Amazon’s announcement that, from January, it will stop accepting payment from UK Visa credit cards sent shockwaves through the finance industry. Amazon cited the steep rise in ‘interchange fees’ (additional cross-border costs that are payable by Amazon or merchants on its platform) which have risen five-fold since Brexit, forcing customers to use alternative payment methods.
This story reflects the broader impact that Brexit has had on all industries, including retail and fintech. According to a recent report by the British Retail Association, European retailers are enduring an extra £150 million annual increase in card fees – with some rising by almost 500%. The report calculated a £36.5 million burden in the UK alone. For merchants operating on the platform, this will lower their profit margins. Amazon claimed these additional fees, particularly those by Visa, are burdensome and harm diversity on the platform. One can’t help but think pot kettle black. The platform is known to have an algorithm that boosts the visibility of its own products and by removing the option to pay on credit with Visa, perhaps Amazon is trying to encourage shoppers to use its own Mastercard?

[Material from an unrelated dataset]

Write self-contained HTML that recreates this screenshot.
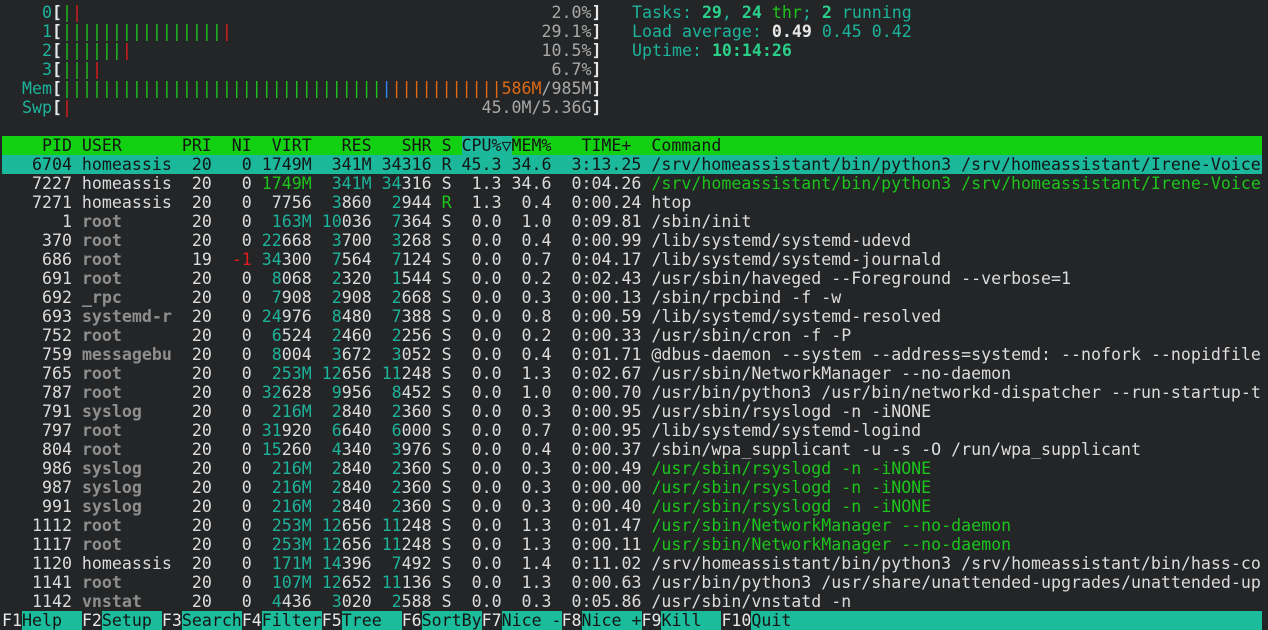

While this is not a tech story per se, it caught my eye this month. Online provider Atom Bank has announced that it will be introducing a four-day work week for its staff. Employees will now work 34 hours over four days and get either Monday or Friday off, without cutting their pay. Why? CEO of Atom Mark Mullen said that this new change was inspired by the pandemic and reflects employee preferences for a more flexible style of work. It aims to improve wellbeing and work-life balance, and retain staff.
This is a trend to watch. Over the past year, several companies have introduced a four-day week. But will it really help to reduce stress and burnout? While a nine-to-five is the typical working day for many, more often than not, employees work beyond these expected hours. The four-day work week at Atom requires that employees work longer hours Monday to Thursday (or Tuesday to Friday). If workers are already going over their expected hours, will they be working for even longer days with just four to work with? While the prospect of a four day working week may be tempting for many, workers in hospitality or public services for example, faced by worker shortages and requiring 24/7 operations, do not have this same luxury.